HABER MERKEZİ – Jina Emini’nin katledilmesiyle birlikte Doğu Kürdistan ve İran’da halk serhildanları yeniden başladı. 2008-2009’dan bu yana İran halkının işgalci ve soykırımcı rejime karşı ayaklanmaları devam ediyor. Bu ayaklanmalar İran rejimini değiştirmese de işgal ve soykırım sistemine kolay teslim olmayacaklarını göstermiştir. Elbette bunun tarihsel bir temeli var. Halk, Şah rejimine karşı direniş ve devrim yaptığında, Humeyni ve müttefikleri devrimi başlattığında, gerçek liderler soykırımcı rejim tarafından öldürüldü. Şu anda devam eden işgal ve soykırım sistemi bir hırsızlık ürünüdür. Hırsızlık üzerine kurulu bir sistemden demokrasi ve özgürlük beklenemez. Özgürlük ve demokrasi, iktidar sistemine değil, topluma ait kavramlardır. Topluluklar kendilerini özgürleştirebilir ve demokrasiyi inşa edebilir. Devlet asla halka demokrasi getirmez. Devlet güç inşa eder, tiranlık inşa eder. Demokrasiyi inşa eden halktır.
Serhildanlarda halkın ne istediği önemlidir. Halkın isteği serhildanın rengini ve sesini de belirler. Devletten demokrasi ve özgürlük talep edilmez. Özgürlük ve demokrasi halkın kavramları olduğuna göre, insanların kendi demokrasilerini kurmaları ve kendilerini özgürleştirmeleri gerekir. Demokrasi ve özgürlük talep edilmez, elde edilir, inşa edilir.
Serhildan devrimin ilk adımıdır. Serhildan, eylem ve protestolardan farklıdır. Serhildanlar eylemler ve protestoları içerebilir. Ancak serhildanlar, sistemin reddidir. Amacı rejimi değiştirmek değil, işgal, soykırım ve faşizm sistemini değiştirmektir. Ayaklanmaların amacı halkın kendi otoritesini kurmasıdır.

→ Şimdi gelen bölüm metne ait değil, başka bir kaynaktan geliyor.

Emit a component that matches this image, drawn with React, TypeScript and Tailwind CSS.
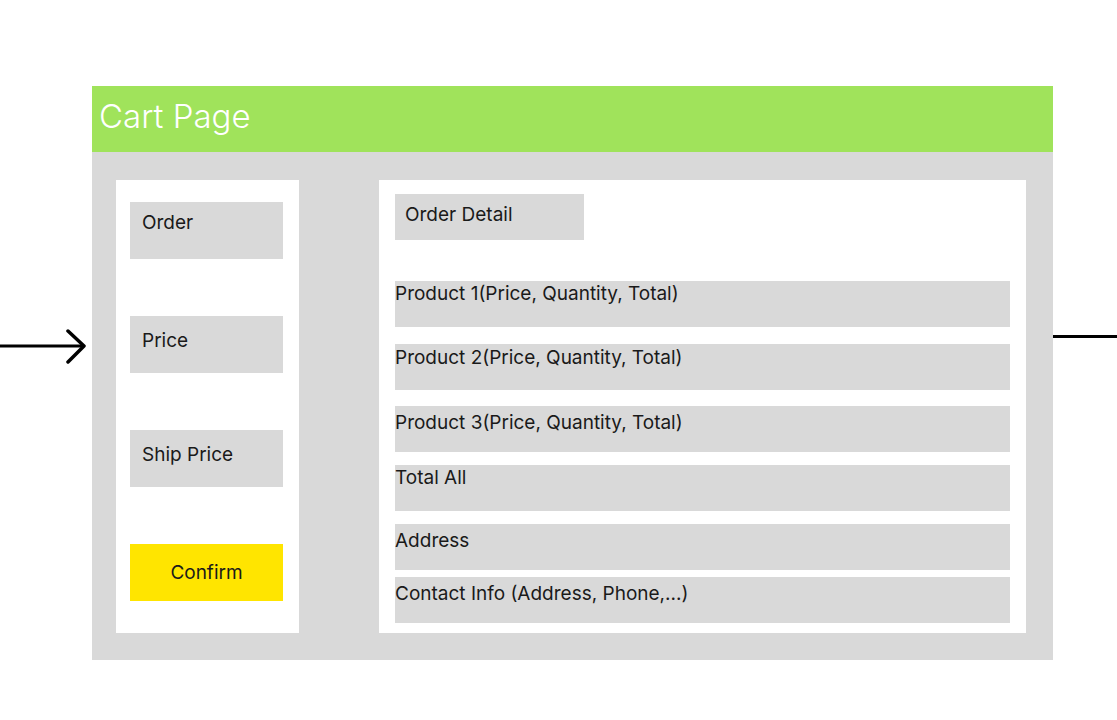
import { ReactNode } from 'react'

const font = { fontFamily: 'Inter, "Noto Sans", sans-serif' }

function SideItem({ label, className = '' }: { label: string; className?: string }) {
  return (
    <div
      className={`h-[57px] w-[153px] bg-[#d9d9d9] pl-[12px] text-[19px] leading-[22px] text-[#1a1a1a] ${className}`}
    >
      {label}
    </div>
  )
}

function Row({ children, className = '' }: { children: ReactNode; className?: string }) {
  return (
    <div className={`h-[46px] w-full bg-[#d9d9d9] text-[19px] leading-[22px] text-[#1a1a1a] ${className}`}>
      {children}
    </div>
  )
}

export default function App() {
  return (
    <div className="h-[720px] w-[1117px] bg-white" style={font}>
      <div className="flex items-start pt-[86px]">
        {/* incoming arrow */}
        <div className="w-[92px] pt-[243px]">
          <svg width="92" height="36" viewBox="0 0 92 36" fill="none">
            <path d="M0 17H84" stroke="#000" strokeWidth="3" />
            <path
              d="M68 2L84 17L68 33"
              stroke="#000"
              strokeWidth="3.5"
              strokeLinecap="round"
              strokeLinejoin="round"
            />
          </svg>
        </div>

        <div className="flex h-[574px] w-[961px] flex-col">
          <div className="flex h-[66px] items-center bg-[#a0e35b] pb-[4px] pl-[7px] text-[33px] font-light text-white">
            Cart Page
          </div>

          <div className="flex flex-1 bg-[#d9d9d9] pl-[24px] pt-[28px]">
            {/* left column */}
            <div className="flex h-[453px] w-[183px] flex-col gap-[57px] bg-white pl-[14px] pt-[22px]">
              <SideItem label="Order" className="pt-[10px]" />
              <SideItem label="Price" className="pt-[14px]" />
              <SideItem label="Ship Price" className="pt-[14px]" />
              <div className="flex h-[57px] w-[153px] items-center justify-center bg-[#ffe500] pt-[2px] text-[19px] text-[#1a1a1a]">
                Confirm
              </div>
            </div>

            {/* right column */}
            <div className="ml-[80px] flex h-[453px] w-[647px] flex-col bg-white px-[16px] pt-[14px]">
              <div className="h-[46px] w-[189px] bg-[#d9d9d9] pl-[10px] pt-[10px] text-[19px] leading-[22px] text-[#1a1a1a]">
                Order Detail
              </div>
              <Row className="mt-[41px] pt-[2px]">Product 1(Price, Quantity, Total)</Row>
              <Row className="mt-[17px] pt-[3px]">Product 2(Price, Quantity, Total)</Row>
              <Row className="mt-[16px] pt-[6px]">Product 3(Price, Quantity, Total)</Row>
              <Row className="mt-[13px] pt-[2px]">Total All</Row>
              <Row className="mt-[13px] pt-[6px]">Address</Row>
              <Row className="mt-[7px] pt-[6px]">Contact Info (Address, Phone,...)</Row>
            </div>
          </div>
        </div>

        {/* outgoing line */}
        <div className="flex-1 pt-[249px]">
          <div className="h-[3px] w-full bg-black" />
        </div>
      </div>
    </div>
  )
}
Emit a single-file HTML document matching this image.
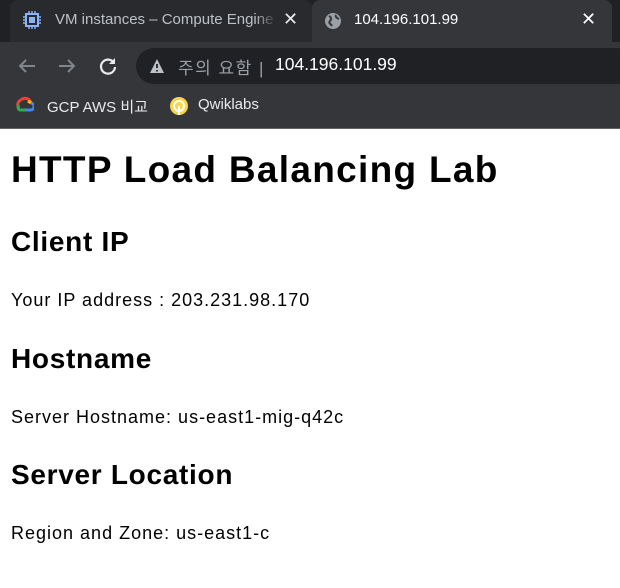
<!DOCTYPE html>
<html><head><meta charset="utf-8"><style>
*{margin:0;padding:0;box-sizing:border-box}
body{width:620px;height:588px;background:#fff;font-family:"Liberation Sans","Noto Sans CJK KR",sans-serif;overflow:hidden;position:relative}
.top{position:absolute;left:0;top:0;width:620px;height:42px;background:#202124}
.tab1{position:absolute;left:10px;top:0;width:302px;height:42px;background:#292a2d;border-radius:8px 8px 0 0;color:#bdc1c6;font-size:15px}
.tab2{position:absolute;left:312px;top:0;width:300px;height:42px;background:#35363a;border-radius:8px 8px 0 0;color:#fff;font-size:15px}
.tool{position:absolute;left:0;top:42px;width:620px;height:86px;background:#35363a}
.addr{position:absolute;left:136px;top:48px;width:500px;height:36px;background:#202124;border-radius:18px}
.t{position:absolute;white-space:nowrap}
.line{position:absolute;left:0;top:128px;width:620px;height:1px;background:#5f6368}
.c{position:absolute;left:11px;color:#000;white-space:nowrap}
h1{font-size:37px;font-weight:bold;letter-spacing:1.3px}
h2{font-size:28px;font-weight:bold;letter-spacing:0.7px}
p{font-size:18px;letter-spacing:1px}
</style></head><body>
<div class="top"></div>
<div class="tab1">
 <svg class="t" style="left:12px;top:10px" width="20" height="20" viewBox="0 0 20 20"><rect x="4" y="4" width="12" height="12" fill="none" stroke="#8ab4f8" stroke-width="2"/><rect x="7" y="7" width="6" height="6" fill="#8ab4f8"/><path d="M7 1v3M10 1v3M13 1v3M7 16v3M10 16v3M13 16v3M1 7h3M1 10h3M1 13h3M16 7h3M16 10h3M16 13h3" stroke="#8ab4f8" stroke-width="1.4"/></svg>
 <div class="t" style="left:45px;top:11px;width:220px;overflow:hidden">VM instances – Compute Engine</div>
 <div class="t" style="left:245px;top:8px;width:22px;height:26px;background:linear-gradient(to right,rgba(41,42,45,0),#292a2d)"></div>
 <div class="t" style="left:273px;top:9px;font-size:18px;color:#e8eaed">✕</div>
</div>
<div class="tab2">
 <svg class="t" style="left:12px;top:12px" width="18" height="18" viewBox="0 0 18 18"><circle cx="9" cy="9" r="8" fill="#9aa0a6"/><path d="M5 4c2 1 3 3 1 5s1 3 2 5M12 3c-1 2 1 3 3 4" stroke="#35363a" stroke-width="2" fill="none"/></svg>
 <div class="t" style="left:42px;top:11px">104.196.101.99</div>
 <div class="t" style="left:269px;top:9px;font-size:18px">✕</div>
</div>
<div class="tool"></div>
<svg class="t" style="left:16px;top:55px" width="22" height="22" viewBox="0 0 22 22"><path d="M19 11H4M10 5l-6 6 6 6" stroke="#80868b" stroke-width="2" fill="none"/></svg>
<svg class="t" style="left:56px;top:55px" width="22" height="22" viewBox="0 0 22 22"><path d="M3 11h15M12 5l6 6-6 6" stroke="#80868b" stroke-width="2" fill="none"/></svg>
<svg class="t" style="left:97px;top:55px" width="22" height="22" viewBox="0 0 22 22"><path d="M17 8A7 7 0 1 0 18 12" stroke="#e8eaed" stroke-width="2.2" fill="none"/><path d="M18 3v6h-6z" fill="#e8eaed"/></svg>
<div class="addr"></div>
<svg class="t" style="left:149px;top:58px" width="16" height="16" viewBox="0 0 16 16"><path d="M8 1L15 15H1z" fill="#bdc1c6"/><path d="M8 6v4M8 12v1.5" stroke="#202124" stroke-width="1.8"/></svg>
<div class="t" style="left:178px;top:54px;font-size:17px;color:#9aa0a6;letter-spacing:1.5px">주의 요함 |</div>
<div class="t" style="left:275px;top:54px;font-size:17.5px;color:#fff">104.196.101.99</div>
<svg class="t" style="left:16px;top:96px" width="18" height="16" viewBox="0 0 18 16"><path d="M3 12A5 5 0 0 1 5 4" stroke="#ea4335" stroke-width="3" fill="none"/><path d="M5 4A6 6 0 0 1 15 7" stroke="#ea4335" stroke-width="3" fill="none"/><path d="M15 7A3 3 0 0 1 14 14H9" stroke="#4285f4" stroke-width="3" fill="none"/><path d="M9 14H4A3 3 0 0 1 3 9" stroke="#34a853" stroke-width="3" fill="none"/><path d="M12 5l3 2" stroke="#fbbc04" stroke-width="3"/></svg>
<div class="t" style="left:47px;top:96px;font-size:15px;color:#e8eaed">GCP AWS 비교</div>
<svg class="t" style="left:169px;top:96px" width="20" height="20" viewBox="0 0 20 20"><circle cx="10" cy="10" r="9" fill="#f9d649"/><circle cx="10" cy="10" r="5" fill="none" stroke="#fff" stroke-width="2"/><path d="M10 10v9" stroke="#fff" stroke-width="2"/></svg>
<div class="t" style="left:198px;top:96px;font-size:15px;color:#e8eaed">Qwiklabs</div>
<div class="line"></div>
<h1 class="c" style="top:149px">HTTP Load Balancing Lab</h1>
<h2 class="c" style="top:226px">Client IP</h2>
<p class="c" style="top:290px">Your IP address : 203.231.98.170</p>
<h2 class="c" style="top:343px">Hostname</h2>
<p class="c" style="top:407px">Server Hostname: us-east1-mig-q42c</p>
<h2 class="c" style="top:459px">Server Location</h2>
<p class="c" style="top:523px">Region and Zone: us-east1-c</p>
</body></html>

“JIN JIYAN AZADI” sloganı, Doğu Kürdistan ve İran’daki ayaklanmaların amacını ve ideolojisini gösteriyor. Kadın şahsında toplumun hayatı çalındı. Toplum, kadın şahsında köleleştirilmiş ve ele geçirilmiştir. Kadının özgürlük düzeyi, toplumun özgürlük düzeyini gösterir. Bununla karşılaştırıldığında, kadınların kölelik düzeyi, toplumun kölelik düzeyini gösterir. Hayat bir kadınla başlar ve özgür bir hayat yaşamak için önce kadın özgür olmalıdır. Özgür bir kadın, demokratik ve özgür bir toplumu, demokratik ve özgür bir toplum ise demokratik bir ulusu ortaya çıkartır. Bu sloganla ayaklanmaların amacı her zamankinden daha aydınlatıcıdır.
Serhildanın amacına bağlı olarak serhildan taktikleri de önemlidir. Halkın elindeki en büyük silah halk kitlesidir. Bir ayaklanmada kitle ne kadar büyükse, karşıt güçler o kadar korkar. İnsanlar binlerce, yüzbinlerce hatta milyonluk kitleleriyle kendilerini koruyabilirler. Bu kalabalığı bir araya getirmenin bir yoluna ihtiyaç var. 21. yüzyılda teknik araçlar çokça kullanılmaktadır. Özellikle dijital medya aracılığıyla insanlar arasında hızla gündem oluşturulmakta ve kısa sürede büyük bir kalabalık tek bir yerde toplanmaktadır. Tabii ki bu bir avantaj. Ama buna karşı ulus-devlet bu teknik cihazların kontrolünü eline alıyor ve kendisine bir tehdit gördüğünde bu cihazları derhal devre dışı bırakıyor. Dijital medya çizgileri yakalar ve toplumun bilgilerinin ayrı ayrı oluşturulmasına izin vermez. Toplum tarafından alternatif yollar sunulsa da bunlar kalıcı çözümler değildir. Dijital medyayı kullanma yöntemlerinin yanı sıra klasik yöntemlerin kullanılması da önemlidir. İsyanı güçlendiren ve kalıcı güç inşa eden şey, toplumu örgütlenme yöntemleridir.